#### Source data ####

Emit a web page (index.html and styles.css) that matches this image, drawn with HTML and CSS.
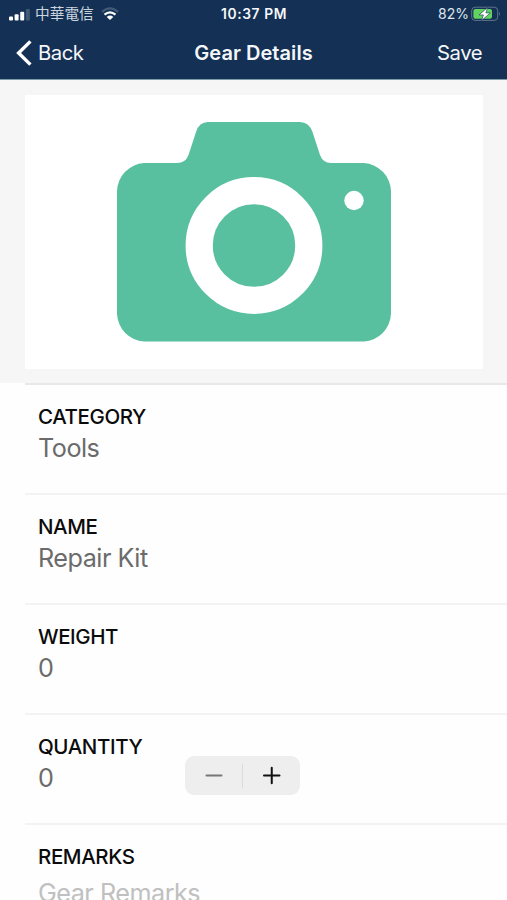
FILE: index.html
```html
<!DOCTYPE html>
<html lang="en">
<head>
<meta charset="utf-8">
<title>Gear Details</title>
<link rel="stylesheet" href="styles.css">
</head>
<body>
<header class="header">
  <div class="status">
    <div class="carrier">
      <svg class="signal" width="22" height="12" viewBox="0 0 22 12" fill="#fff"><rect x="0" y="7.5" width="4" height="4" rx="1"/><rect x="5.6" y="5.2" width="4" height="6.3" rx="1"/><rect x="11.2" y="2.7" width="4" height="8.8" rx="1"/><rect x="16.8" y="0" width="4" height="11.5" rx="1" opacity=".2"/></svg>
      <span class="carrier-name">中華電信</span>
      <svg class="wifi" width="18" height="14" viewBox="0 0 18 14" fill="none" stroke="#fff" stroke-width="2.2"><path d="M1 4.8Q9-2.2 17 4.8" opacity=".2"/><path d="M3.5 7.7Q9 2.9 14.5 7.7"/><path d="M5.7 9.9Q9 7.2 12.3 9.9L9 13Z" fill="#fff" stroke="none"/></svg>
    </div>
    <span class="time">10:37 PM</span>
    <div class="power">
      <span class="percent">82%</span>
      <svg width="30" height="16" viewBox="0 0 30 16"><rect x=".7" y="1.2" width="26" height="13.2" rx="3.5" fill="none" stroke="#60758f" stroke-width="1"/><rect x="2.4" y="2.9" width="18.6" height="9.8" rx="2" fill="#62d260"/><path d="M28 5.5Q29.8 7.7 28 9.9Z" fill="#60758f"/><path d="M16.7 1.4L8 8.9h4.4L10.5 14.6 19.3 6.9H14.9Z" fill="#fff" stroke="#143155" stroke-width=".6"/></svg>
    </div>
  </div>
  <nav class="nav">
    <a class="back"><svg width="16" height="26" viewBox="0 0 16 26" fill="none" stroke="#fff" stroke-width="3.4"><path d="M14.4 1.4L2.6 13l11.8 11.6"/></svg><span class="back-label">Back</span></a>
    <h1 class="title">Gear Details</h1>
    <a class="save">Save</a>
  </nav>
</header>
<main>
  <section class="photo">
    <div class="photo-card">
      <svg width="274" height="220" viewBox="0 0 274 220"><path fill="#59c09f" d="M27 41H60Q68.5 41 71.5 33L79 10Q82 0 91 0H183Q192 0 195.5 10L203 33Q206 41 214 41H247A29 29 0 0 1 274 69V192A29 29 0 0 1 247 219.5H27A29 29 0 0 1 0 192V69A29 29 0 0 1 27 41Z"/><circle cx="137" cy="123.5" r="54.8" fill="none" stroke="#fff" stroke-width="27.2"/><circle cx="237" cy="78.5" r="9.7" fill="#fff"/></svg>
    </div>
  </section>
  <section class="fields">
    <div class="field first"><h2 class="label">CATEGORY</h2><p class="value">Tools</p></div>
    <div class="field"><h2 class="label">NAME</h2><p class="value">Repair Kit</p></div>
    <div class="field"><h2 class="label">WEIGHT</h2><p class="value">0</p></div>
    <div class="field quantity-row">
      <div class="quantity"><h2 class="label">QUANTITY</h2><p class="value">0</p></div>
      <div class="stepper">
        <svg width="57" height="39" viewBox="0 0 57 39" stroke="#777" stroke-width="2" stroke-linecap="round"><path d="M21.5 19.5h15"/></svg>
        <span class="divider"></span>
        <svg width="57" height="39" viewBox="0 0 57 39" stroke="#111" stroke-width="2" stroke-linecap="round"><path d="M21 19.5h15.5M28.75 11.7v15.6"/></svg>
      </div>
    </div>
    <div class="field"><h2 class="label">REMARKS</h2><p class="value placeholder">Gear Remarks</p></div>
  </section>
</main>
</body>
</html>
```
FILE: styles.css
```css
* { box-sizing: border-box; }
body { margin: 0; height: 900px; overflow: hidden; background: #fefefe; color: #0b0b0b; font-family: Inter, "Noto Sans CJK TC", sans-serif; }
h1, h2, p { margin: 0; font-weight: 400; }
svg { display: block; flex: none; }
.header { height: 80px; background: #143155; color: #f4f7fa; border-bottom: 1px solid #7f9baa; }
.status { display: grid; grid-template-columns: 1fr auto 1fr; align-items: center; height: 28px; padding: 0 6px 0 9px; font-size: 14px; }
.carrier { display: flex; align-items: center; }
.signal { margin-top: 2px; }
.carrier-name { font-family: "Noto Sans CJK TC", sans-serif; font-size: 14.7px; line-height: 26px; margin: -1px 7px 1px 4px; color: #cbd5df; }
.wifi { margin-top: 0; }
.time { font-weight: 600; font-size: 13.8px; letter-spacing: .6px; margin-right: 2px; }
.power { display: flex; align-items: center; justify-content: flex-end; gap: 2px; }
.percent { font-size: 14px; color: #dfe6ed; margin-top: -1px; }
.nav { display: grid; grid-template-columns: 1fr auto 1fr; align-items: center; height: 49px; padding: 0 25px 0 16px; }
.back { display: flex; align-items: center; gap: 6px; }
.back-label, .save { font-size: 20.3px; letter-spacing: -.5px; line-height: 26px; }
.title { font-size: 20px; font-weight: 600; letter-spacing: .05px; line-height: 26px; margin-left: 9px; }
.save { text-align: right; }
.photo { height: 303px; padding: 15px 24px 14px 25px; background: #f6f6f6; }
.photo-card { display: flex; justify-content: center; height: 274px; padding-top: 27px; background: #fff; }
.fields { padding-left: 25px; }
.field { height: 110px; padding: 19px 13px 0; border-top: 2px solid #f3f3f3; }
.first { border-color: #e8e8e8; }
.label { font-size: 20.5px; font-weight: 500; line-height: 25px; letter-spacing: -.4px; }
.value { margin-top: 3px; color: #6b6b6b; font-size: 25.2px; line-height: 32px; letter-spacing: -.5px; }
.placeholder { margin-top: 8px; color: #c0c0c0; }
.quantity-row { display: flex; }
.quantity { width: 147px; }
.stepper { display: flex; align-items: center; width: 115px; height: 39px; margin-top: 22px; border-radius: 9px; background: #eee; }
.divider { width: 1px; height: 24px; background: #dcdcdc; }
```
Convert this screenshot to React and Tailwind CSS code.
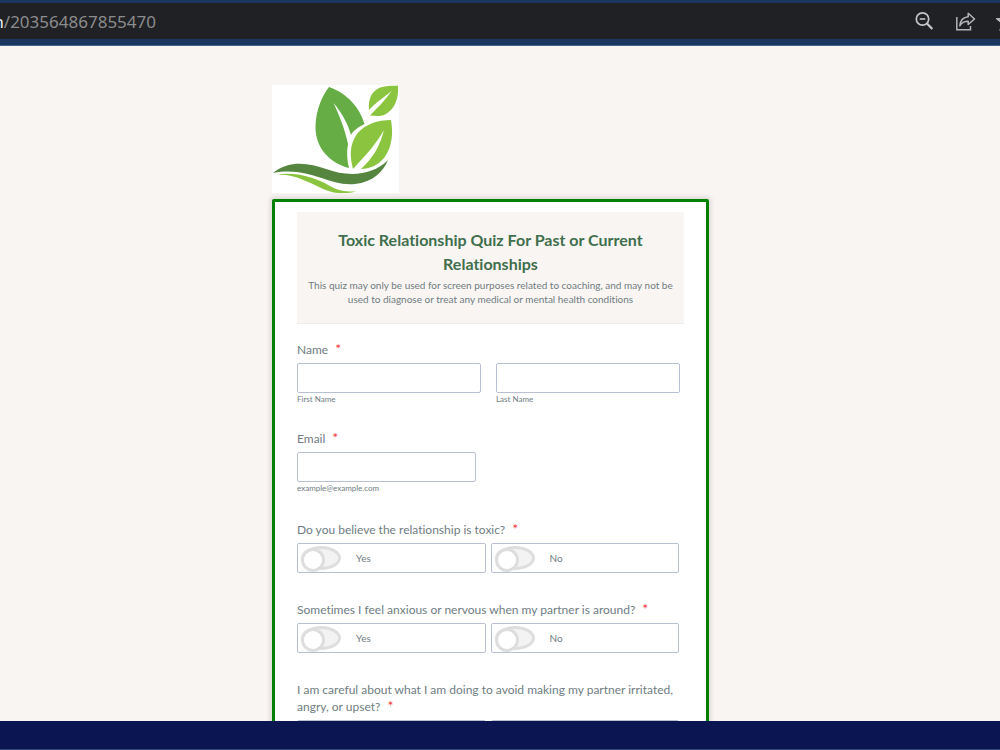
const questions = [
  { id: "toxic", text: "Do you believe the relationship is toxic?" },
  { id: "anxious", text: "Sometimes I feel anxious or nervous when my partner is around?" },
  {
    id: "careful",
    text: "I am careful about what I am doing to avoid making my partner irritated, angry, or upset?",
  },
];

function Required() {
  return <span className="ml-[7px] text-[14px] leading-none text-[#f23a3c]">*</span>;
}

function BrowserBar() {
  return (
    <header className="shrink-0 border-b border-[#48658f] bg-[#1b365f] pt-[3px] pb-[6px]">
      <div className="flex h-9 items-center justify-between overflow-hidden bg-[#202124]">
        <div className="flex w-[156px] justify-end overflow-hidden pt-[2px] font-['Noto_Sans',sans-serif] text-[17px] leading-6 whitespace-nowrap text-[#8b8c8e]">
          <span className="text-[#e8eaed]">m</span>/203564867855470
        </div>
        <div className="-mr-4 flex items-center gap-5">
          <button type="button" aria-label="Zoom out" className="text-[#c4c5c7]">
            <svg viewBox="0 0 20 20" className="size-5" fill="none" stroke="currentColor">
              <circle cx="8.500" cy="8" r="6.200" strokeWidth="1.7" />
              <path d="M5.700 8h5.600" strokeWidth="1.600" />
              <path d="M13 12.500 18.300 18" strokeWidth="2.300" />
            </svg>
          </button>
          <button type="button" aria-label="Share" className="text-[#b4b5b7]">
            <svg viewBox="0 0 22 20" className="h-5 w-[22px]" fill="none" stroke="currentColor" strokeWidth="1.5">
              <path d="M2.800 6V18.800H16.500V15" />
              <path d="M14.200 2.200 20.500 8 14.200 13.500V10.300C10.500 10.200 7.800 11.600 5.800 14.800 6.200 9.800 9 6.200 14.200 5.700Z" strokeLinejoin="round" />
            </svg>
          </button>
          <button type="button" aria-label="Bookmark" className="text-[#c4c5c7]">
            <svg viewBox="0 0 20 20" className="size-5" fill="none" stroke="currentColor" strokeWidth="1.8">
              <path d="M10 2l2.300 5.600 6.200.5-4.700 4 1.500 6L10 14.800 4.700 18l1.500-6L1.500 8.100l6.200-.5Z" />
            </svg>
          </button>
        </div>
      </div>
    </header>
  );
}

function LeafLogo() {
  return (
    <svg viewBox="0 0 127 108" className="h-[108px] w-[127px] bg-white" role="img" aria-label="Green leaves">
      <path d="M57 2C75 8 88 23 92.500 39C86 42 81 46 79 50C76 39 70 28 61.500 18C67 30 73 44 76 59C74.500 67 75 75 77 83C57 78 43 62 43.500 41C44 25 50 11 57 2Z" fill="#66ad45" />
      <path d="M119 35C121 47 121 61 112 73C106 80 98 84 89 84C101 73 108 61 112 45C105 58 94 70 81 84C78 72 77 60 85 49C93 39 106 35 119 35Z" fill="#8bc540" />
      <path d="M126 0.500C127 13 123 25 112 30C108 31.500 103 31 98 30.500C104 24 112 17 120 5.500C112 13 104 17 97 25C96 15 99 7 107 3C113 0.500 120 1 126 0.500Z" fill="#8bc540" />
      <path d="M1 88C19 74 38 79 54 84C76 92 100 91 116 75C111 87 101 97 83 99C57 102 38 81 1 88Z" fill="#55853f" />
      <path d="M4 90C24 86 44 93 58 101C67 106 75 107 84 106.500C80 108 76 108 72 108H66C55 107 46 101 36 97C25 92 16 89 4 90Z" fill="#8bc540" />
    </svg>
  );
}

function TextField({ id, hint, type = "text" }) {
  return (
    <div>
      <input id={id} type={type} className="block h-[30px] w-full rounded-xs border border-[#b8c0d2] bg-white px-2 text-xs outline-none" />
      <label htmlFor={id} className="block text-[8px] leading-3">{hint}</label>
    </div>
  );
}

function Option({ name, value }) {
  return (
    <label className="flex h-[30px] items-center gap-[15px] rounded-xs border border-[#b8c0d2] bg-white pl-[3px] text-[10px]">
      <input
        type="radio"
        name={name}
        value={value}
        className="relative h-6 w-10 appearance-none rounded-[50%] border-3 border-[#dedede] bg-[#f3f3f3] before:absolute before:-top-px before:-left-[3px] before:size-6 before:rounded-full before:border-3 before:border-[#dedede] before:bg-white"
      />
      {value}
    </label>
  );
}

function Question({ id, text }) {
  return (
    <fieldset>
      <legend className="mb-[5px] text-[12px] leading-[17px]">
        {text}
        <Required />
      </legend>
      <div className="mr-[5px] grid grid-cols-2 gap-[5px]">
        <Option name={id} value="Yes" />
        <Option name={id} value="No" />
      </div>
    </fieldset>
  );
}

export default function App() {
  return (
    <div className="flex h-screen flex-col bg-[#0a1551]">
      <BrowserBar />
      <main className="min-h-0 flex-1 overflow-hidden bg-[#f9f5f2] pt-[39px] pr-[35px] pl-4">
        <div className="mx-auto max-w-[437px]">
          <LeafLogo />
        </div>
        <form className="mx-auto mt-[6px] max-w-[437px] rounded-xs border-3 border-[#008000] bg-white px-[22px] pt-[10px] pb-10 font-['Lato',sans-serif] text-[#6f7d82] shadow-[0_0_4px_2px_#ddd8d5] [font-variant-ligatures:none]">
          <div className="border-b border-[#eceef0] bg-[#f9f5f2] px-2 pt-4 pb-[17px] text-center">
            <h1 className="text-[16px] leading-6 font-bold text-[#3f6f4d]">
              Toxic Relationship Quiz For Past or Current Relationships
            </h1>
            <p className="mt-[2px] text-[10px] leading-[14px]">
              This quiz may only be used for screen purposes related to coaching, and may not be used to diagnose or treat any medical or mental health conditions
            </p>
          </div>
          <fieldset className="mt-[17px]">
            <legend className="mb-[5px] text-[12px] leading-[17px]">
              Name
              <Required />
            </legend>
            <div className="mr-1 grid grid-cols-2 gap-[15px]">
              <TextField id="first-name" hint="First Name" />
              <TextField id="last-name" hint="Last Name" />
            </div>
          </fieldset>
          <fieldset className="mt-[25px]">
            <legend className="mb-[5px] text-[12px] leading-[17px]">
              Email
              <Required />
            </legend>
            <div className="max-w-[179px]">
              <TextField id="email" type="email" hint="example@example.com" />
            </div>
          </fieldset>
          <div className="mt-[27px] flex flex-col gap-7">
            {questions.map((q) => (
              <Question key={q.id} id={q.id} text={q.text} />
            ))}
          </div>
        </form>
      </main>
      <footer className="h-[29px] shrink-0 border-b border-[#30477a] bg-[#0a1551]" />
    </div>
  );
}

####

Given problem: Identify and copy all lines with the word "index".

Final result:
Emit a web page (index.html and styles.css) that matches this image, drawn with HTML and CSS.
FILE: index.html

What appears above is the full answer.